Goal »
Your task is to gather the lines below that hold the string "image".

Data lines »
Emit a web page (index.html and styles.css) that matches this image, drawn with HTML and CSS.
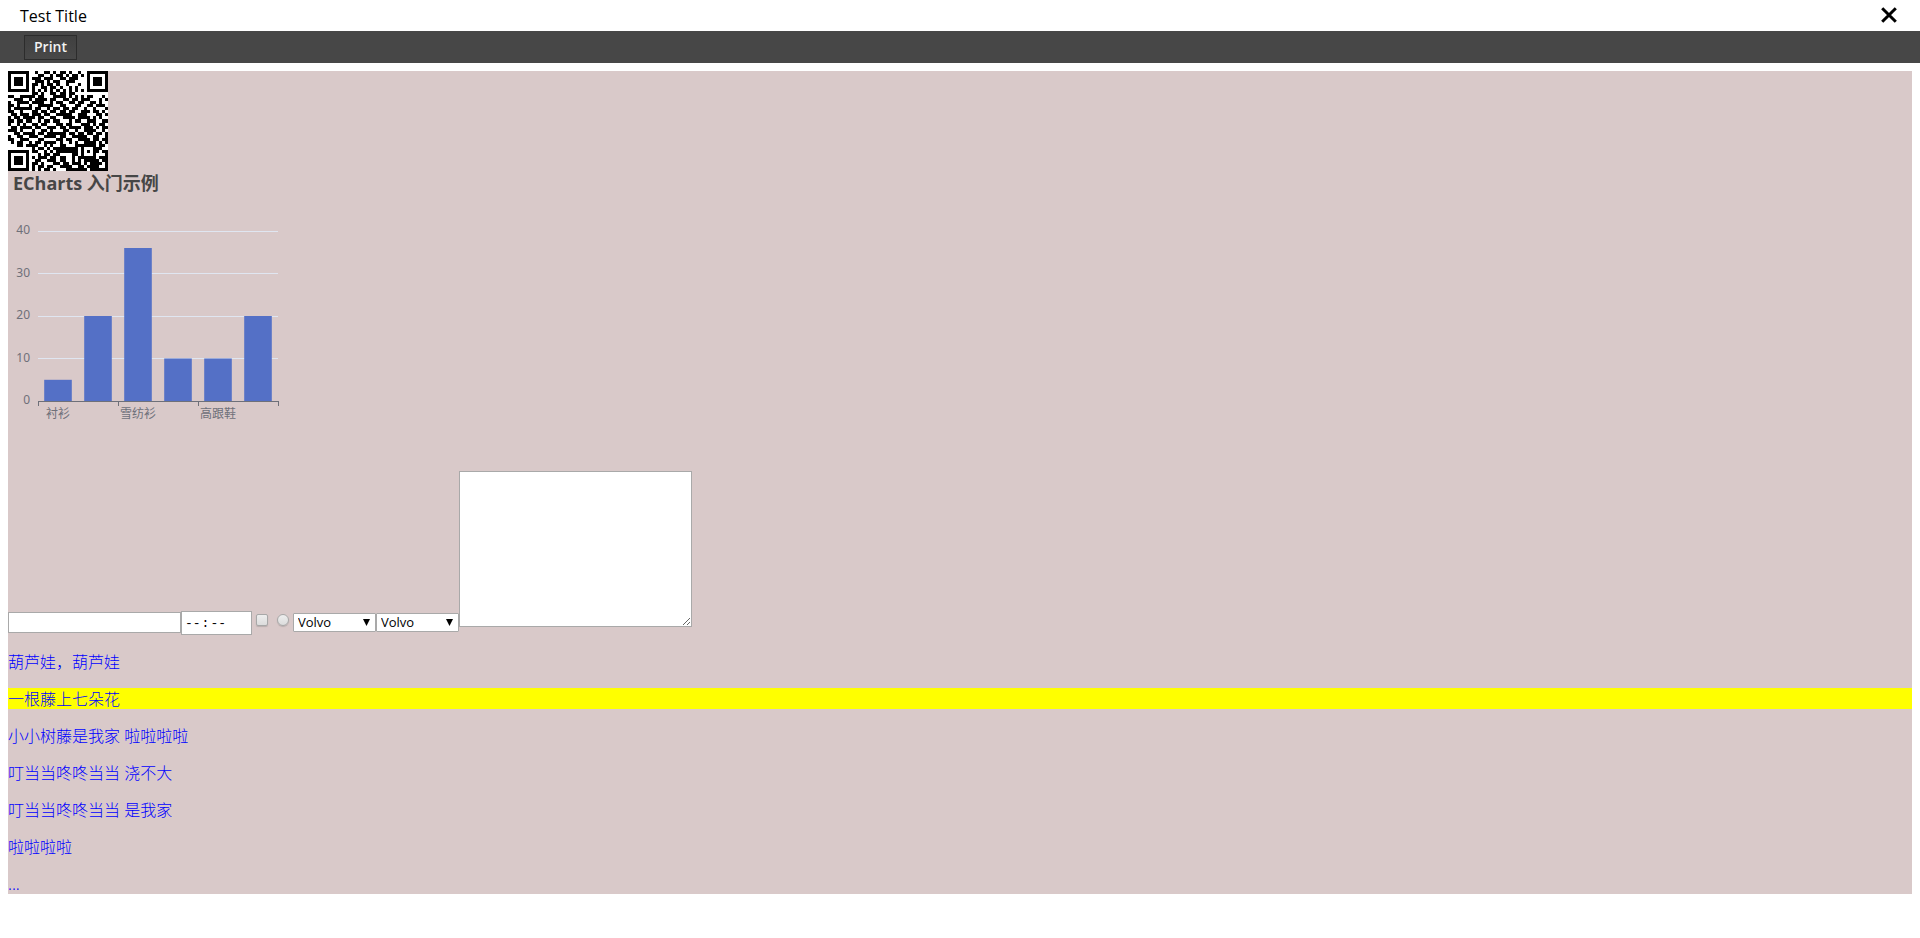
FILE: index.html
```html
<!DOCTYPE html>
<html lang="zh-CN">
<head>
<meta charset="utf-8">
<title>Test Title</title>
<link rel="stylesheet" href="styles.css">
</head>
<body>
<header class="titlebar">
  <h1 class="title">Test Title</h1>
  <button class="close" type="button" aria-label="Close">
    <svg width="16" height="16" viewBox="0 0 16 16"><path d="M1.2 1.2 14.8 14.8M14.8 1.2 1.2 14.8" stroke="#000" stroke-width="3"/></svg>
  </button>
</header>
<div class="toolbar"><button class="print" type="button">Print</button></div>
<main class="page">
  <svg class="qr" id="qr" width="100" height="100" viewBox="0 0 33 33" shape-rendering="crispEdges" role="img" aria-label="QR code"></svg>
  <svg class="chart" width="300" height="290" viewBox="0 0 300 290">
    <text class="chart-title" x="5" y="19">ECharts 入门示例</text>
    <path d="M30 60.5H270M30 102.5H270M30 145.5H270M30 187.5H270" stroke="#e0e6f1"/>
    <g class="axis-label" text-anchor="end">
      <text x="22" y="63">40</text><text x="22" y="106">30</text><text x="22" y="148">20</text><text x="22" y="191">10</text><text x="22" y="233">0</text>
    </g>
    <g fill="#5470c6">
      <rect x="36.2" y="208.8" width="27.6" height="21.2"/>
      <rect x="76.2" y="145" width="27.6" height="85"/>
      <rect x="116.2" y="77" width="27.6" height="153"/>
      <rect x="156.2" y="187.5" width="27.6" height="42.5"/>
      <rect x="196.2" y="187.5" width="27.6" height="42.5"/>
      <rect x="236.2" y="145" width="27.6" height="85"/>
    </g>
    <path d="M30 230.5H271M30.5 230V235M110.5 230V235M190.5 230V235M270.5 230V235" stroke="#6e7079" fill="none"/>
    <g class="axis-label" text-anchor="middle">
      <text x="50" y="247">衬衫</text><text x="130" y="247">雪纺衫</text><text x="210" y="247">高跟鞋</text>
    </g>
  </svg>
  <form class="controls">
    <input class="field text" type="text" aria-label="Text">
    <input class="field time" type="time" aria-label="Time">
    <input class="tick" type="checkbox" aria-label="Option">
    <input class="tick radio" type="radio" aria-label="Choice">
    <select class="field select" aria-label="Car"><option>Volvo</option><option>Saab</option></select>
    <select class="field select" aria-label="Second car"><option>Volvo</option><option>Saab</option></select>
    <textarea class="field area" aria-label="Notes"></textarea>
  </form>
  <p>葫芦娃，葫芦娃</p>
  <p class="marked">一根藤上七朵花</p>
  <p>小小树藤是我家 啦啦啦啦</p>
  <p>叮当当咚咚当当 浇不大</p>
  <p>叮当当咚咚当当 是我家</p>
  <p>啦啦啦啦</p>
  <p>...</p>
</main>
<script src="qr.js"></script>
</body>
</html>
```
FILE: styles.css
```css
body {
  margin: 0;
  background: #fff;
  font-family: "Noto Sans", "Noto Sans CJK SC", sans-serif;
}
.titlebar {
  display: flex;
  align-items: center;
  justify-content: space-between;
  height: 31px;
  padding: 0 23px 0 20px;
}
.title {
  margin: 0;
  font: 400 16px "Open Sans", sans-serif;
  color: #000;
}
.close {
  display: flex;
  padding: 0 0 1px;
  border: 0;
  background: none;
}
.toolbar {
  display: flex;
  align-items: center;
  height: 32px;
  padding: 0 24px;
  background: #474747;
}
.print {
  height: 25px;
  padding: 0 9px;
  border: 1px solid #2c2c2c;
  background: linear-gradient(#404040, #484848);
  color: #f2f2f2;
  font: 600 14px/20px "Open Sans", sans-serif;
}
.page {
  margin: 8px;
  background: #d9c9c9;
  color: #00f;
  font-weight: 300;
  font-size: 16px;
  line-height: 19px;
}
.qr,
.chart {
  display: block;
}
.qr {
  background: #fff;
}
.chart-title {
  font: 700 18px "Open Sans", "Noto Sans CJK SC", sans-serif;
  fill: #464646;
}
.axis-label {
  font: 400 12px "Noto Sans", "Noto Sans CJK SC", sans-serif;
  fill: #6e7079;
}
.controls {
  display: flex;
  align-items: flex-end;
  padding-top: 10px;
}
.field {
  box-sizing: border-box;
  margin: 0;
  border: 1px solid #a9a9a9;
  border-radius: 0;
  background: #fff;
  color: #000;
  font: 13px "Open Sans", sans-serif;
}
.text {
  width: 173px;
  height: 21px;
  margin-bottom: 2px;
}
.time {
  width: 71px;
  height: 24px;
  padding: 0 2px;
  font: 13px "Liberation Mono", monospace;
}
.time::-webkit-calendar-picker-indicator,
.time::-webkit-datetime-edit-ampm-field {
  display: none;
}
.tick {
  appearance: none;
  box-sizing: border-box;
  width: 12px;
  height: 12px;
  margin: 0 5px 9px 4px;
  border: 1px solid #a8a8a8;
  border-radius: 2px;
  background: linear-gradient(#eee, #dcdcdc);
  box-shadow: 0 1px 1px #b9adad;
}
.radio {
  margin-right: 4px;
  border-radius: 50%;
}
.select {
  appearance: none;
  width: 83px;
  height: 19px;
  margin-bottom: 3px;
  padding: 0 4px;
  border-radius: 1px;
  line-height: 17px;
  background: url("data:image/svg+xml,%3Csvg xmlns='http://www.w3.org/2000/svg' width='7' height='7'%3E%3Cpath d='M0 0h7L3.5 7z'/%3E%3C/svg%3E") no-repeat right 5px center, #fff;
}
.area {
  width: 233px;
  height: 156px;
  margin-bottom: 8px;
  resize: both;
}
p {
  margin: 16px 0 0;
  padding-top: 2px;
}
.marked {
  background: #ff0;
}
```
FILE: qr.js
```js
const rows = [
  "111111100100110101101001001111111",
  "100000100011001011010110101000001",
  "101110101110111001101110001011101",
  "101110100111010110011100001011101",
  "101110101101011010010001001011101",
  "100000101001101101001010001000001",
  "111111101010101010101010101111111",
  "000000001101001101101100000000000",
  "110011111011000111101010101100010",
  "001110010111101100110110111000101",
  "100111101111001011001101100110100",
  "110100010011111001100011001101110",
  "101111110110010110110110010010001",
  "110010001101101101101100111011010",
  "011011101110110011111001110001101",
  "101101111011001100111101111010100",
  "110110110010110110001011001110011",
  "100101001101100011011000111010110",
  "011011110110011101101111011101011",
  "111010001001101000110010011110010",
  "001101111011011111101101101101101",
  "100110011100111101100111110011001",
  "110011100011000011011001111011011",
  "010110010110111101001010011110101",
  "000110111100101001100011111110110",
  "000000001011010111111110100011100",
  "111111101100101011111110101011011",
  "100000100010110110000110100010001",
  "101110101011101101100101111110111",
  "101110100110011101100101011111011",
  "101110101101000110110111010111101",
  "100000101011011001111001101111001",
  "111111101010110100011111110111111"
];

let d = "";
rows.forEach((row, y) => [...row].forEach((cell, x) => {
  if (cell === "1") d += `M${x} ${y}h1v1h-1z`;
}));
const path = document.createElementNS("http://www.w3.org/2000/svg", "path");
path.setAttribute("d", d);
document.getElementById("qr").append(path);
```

Task result »
Emit a web page (index.html and styles.css) that matches this image, drawn with HTML and CSS.
  background: url("data:image/svg+xml,%3Csvg xmlns='http://www.w3.org/2000/svg' width='7' height='7'%3E%3Cpath d='M0 0h7L3.5 7z'/%3E%3C/svg%3E") no-repeat right 5px center, #fff;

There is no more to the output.